Do you feel a special responsibility when creating a new character – and do you find it hard to let go once the role for you has ended?
Absolutely, you feel a special responsibility both to honoring the character and to honoring the real creator (the writer), which is why it is so thrilling to have that person in the room helping to steer, to agree or disagree, to take suggestions or not take suggestions, etc., together. You always feel a responsibility to the words and music that are given you by someone who has perhaps spent years creating that character, but that is doubled when you are helping in that creation.
The most personal creation, and the hardest to let go, was Katherine Grant in 33 Variations. Moisés (Kaufman) works in a very special way. There is no script – just characters and an overview of the story he wants to tell. Every day we would bring in “moments” – little fragments, with or without words, in a sort of improvised moment to form the life of your character.
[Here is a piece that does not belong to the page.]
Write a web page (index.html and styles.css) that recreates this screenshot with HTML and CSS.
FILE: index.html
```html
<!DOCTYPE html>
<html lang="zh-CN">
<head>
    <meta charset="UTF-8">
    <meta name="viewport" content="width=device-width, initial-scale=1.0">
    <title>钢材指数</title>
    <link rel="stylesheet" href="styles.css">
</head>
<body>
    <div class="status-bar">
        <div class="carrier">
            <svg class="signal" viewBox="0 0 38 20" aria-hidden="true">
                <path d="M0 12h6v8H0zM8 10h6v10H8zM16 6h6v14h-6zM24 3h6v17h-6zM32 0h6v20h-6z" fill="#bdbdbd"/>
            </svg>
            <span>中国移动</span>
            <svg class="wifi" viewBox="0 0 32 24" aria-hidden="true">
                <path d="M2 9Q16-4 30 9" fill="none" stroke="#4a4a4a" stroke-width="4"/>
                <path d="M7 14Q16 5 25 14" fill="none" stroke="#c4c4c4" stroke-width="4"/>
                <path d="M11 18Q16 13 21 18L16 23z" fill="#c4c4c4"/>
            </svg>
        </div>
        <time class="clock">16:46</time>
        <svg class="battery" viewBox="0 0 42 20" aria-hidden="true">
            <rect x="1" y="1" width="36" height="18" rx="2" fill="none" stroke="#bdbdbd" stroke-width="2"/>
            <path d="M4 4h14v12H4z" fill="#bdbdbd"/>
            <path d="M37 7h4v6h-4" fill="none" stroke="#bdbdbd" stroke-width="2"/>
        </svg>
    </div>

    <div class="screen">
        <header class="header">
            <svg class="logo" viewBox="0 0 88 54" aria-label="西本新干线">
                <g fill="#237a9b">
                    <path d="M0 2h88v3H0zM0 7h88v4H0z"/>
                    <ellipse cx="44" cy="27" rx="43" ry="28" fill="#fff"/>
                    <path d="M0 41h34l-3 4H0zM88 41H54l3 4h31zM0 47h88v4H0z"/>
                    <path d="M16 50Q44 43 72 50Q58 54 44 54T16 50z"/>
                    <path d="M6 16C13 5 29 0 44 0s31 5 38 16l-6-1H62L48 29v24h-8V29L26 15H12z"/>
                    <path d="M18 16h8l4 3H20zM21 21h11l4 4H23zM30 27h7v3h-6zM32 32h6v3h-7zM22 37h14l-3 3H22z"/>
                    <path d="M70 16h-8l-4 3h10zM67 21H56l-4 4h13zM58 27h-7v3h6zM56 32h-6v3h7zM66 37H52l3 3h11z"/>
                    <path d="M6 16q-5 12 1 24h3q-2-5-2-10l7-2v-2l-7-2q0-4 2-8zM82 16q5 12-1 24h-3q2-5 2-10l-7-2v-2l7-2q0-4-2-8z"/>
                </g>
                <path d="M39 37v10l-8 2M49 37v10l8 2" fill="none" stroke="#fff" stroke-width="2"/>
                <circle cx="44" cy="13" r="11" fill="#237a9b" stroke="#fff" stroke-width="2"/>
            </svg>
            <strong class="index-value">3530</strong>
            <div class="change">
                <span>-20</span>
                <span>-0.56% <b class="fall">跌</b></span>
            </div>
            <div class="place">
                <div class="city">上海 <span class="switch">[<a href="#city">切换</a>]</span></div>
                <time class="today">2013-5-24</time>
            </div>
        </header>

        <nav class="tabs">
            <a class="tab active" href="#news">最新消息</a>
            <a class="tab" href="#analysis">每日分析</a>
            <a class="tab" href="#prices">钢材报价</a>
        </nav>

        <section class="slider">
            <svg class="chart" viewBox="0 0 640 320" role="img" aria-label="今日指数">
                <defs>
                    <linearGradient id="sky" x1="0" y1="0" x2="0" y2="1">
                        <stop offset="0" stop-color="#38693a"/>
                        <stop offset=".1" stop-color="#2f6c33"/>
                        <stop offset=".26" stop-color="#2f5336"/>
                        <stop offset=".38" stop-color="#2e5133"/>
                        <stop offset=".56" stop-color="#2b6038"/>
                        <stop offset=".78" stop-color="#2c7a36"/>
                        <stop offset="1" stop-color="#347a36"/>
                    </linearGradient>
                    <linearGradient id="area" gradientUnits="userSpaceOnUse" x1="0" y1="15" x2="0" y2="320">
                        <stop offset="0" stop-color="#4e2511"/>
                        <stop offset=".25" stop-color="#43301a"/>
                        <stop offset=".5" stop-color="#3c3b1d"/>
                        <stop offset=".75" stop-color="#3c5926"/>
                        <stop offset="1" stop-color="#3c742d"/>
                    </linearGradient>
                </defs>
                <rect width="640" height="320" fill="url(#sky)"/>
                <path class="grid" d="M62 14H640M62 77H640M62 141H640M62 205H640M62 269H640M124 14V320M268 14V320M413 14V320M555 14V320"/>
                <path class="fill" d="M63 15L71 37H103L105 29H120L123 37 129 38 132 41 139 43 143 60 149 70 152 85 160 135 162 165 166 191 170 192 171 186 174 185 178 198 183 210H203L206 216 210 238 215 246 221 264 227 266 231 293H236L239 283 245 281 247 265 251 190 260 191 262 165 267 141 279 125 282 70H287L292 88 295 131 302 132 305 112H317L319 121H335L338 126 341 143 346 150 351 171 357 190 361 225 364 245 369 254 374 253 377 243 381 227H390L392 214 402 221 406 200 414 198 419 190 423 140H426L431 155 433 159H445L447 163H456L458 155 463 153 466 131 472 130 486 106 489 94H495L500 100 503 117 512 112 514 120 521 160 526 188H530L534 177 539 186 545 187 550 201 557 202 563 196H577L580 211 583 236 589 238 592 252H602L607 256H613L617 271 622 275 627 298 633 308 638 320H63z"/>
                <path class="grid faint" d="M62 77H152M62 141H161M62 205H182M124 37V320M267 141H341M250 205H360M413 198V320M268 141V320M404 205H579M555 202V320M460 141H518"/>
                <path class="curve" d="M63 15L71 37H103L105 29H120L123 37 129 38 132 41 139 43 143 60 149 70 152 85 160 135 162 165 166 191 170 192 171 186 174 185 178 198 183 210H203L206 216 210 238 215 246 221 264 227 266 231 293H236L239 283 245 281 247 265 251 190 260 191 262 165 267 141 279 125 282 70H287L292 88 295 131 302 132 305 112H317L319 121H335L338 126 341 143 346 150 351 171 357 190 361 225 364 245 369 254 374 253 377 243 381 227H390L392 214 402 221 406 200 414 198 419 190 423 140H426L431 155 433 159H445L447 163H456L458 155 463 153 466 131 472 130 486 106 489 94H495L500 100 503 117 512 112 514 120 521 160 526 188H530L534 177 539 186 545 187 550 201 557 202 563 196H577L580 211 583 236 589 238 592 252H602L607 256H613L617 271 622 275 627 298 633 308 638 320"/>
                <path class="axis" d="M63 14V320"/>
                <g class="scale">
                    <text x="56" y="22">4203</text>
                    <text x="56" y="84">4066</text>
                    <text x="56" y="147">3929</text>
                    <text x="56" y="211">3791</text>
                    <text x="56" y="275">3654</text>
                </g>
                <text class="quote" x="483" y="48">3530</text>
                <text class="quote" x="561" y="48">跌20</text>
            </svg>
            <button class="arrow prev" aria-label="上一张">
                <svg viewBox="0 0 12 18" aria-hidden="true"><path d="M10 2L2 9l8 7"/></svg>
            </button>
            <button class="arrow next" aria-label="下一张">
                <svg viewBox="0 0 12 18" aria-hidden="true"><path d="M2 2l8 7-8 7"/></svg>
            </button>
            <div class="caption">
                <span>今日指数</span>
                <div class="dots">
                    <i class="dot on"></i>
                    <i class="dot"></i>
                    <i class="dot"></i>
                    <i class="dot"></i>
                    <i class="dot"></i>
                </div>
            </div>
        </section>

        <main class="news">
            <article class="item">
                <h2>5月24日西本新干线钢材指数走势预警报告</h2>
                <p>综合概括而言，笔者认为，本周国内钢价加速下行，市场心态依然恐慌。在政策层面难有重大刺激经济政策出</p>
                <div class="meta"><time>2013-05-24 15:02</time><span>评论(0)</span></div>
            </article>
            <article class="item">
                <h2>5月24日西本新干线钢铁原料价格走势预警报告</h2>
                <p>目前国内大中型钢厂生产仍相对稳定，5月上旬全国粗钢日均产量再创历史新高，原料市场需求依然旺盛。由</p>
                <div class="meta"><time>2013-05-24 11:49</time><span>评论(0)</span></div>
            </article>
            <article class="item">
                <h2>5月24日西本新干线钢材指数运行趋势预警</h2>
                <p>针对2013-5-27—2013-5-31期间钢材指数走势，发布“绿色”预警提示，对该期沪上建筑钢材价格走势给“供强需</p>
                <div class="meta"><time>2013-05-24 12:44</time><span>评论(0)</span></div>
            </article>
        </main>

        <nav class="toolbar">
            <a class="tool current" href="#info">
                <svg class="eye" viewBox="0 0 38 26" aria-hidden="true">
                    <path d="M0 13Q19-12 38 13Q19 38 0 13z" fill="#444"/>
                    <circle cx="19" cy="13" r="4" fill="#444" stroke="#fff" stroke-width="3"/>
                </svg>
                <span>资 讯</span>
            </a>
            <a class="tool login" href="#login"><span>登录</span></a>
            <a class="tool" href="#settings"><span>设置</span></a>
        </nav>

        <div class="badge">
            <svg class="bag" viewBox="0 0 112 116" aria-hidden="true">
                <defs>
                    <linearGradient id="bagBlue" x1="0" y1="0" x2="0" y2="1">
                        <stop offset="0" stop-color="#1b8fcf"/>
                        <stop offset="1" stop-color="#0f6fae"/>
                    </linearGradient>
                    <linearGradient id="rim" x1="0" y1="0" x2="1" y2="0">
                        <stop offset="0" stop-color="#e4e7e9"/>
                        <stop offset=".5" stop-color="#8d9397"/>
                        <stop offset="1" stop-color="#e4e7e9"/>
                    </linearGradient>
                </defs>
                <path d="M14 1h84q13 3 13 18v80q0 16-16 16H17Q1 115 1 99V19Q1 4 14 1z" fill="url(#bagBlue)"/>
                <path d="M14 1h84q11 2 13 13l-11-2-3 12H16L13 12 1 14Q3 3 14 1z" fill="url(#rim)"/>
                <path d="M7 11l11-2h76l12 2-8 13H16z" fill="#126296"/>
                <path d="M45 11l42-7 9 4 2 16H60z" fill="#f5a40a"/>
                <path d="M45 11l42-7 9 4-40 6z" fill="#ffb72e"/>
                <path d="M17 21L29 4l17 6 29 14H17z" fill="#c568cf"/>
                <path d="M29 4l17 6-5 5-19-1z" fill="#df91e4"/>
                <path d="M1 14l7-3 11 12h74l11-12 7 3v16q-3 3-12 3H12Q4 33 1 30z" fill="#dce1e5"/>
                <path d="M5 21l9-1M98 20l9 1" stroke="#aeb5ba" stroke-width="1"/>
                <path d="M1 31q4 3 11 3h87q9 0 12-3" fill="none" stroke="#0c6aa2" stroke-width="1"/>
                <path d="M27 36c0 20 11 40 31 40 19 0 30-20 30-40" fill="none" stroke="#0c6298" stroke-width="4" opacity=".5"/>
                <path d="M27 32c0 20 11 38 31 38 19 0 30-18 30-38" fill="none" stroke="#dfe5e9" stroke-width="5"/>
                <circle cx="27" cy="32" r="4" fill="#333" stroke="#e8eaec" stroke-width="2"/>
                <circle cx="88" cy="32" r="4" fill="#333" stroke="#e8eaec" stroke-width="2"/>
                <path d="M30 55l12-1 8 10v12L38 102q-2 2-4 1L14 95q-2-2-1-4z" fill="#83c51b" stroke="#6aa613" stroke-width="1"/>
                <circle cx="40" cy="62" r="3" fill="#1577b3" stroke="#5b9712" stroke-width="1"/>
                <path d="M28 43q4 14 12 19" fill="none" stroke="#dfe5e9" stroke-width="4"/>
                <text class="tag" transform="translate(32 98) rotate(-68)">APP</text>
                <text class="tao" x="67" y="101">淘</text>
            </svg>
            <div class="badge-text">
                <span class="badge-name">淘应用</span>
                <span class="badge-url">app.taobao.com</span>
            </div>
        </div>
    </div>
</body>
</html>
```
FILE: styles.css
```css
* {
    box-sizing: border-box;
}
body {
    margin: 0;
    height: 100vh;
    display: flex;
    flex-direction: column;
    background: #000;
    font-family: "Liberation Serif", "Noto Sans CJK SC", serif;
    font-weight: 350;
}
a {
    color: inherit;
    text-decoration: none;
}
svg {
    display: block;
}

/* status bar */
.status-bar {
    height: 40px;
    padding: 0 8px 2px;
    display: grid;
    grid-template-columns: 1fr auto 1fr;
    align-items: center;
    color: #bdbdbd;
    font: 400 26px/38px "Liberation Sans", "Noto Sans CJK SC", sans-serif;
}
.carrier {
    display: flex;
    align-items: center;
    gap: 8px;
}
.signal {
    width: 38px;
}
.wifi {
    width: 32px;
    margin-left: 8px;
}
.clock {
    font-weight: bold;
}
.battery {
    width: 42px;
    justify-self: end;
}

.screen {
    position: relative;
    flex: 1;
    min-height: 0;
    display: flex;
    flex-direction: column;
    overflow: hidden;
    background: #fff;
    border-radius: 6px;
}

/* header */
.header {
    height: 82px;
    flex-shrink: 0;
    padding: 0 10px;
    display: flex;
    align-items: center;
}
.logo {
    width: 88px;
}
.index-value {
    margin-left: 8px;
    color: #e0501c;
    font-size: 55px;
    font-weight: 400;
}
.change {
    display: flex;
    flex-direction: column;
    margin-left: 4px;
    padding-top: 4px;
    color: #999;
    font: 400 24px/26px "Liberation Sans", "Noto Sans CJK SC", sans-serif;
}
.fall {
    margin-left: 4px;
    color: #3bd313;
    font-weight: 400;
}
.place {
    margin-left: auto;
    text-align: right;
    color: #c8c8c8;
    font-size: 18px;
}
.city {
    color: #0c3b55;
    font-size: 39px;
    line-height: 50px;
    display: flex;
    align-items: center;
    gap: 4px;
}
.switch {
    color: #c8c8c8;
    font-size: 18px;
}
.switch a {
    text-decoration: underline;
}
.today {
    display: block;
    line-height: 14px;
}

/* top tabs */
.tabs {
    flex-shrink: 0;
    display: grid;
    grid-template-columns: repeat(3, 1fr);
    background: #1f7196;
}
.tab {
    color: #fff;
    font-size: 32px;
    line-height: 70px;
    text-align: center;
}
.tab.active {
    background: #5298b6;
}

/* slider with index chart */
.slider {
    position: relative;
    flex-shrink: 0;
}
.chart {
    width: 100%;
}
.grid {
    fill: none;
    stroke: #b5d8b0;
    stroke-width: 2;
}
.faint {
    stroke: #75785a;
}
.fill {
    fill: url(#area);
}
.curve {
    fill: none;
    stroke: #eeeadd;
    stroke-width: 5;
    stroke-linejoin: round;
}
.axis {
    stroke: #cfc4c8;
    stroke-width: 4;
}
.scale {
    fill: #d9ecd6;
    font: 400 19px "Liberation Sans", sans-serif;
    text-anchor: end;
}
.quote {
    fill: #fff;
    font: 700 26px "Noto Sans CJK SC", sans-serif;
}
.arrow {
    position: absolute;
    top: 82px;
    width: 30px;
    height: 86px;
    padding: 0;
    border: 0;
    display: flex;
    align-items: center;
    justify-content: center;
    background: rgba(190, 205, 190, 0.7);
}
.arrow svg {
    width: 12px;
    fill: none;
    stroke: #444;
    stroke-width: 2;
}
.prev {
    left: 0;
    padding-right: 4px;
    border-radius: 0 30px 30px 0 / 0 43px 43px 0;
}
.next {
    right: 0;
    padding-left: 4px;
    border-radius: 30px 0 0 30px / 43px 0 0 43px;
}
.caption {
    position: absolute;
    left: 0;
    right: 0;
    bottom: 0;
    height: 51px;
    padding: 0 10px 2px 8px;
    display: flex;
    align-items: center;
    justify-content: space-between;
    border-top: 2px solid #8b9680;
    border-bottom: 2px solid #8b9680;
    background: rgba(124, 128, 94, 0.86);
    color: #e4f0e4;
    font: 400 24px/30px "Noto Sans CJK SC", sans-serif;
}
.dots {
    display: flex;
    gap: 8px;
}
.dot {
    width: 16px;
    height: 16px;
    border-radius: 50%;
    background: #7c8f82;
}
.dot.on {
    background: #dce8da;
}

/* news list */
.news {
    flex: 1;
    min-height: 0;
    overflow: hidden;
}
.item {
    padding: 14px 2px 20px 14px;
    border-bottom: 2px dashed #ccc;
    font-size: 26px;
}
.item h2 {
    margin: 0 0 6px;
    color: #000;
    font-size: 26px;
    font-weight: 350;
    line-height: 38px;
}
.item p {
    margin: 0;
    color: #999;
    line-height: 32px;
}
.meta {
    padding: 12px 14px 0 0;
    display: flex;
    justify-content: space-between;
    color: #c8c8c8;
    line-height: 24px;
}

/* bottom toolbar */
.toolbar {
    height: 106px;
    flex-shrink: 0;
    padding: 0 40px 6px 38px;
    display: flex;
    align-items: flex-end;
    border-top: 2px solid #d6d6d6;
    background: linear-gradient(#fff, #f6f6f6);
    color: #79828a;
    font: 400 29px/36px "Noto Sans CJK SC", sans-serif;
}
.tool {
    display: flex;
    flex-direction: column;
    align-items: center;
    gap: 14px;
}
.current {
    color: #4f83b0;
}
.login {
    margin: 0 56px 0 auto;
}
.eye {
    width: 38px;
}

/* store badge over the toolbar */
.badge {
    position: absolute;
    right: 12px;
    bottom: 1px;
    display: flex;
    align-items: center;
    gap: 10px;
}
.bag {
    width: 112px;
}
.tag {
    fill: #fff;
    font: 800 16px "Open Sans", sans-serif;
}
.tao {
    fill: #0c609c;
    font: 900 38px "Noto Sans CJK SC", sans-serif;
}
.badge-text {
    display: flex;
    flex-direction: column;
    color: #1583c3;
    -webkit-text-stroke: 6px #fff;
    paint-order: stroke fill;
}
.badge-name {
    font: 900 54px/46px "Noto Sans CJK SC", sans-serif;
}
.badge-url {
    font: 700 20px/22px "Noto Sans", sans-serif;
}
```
You created these moments on your own or with other cast members before each day of rehearsal based on all the research and reading you were also doing on your character and the world of the play. I was playing a Musicologist who was an expert on Beethoven and dying of ALS while trying to finish a major paper on the 33 Diabelli Variations by Beethoven. So, between my early training in – and love for – classical music and all the research on ALS, I was deeply invested in Katherine and her story and felt uniquely qualified to bring her to life. In a very real sense, all the actors in that world premiere production wrote their own lines, and Moisés put them all together and made a play out of all of our “moments.” It was very painful to let her go.
Tell us about your role as the Dowager Empress in Anastasia.
To still be singing at age 75 makes me so happy. Had I stayed in the opera world, I would be retired 20 years by now. I have an insatiable appetite for all things Russian: history, music, poetry, literature, art and politics – so, it is fun to have an understanding of this woman since starting my “research” 45 years ago. Playing the Empress Maria Feodorovna Romanova is an honor and privilege.
Why do you think so many people, especially young women, are so enchanted by the story of Anastasia?
Perhaps it is because I have been drawn to all things Russian for so many years. It seems perfectly logical that anyone of ANY age would be drawn to Anastasia. First of all, she is the right age: We see her growth from 7 to 17 and then to 27. We see how drastically the world has changed, just as we saw it so beautifully explained and illustrated recently in Downton Abbey. It is a fairy tale full of romance, violence and mystery – a tale of finding true love against all odds. Anastasia is a much more realistic and inspirational character than many of the young women adored by young girls in our “princess” culture today.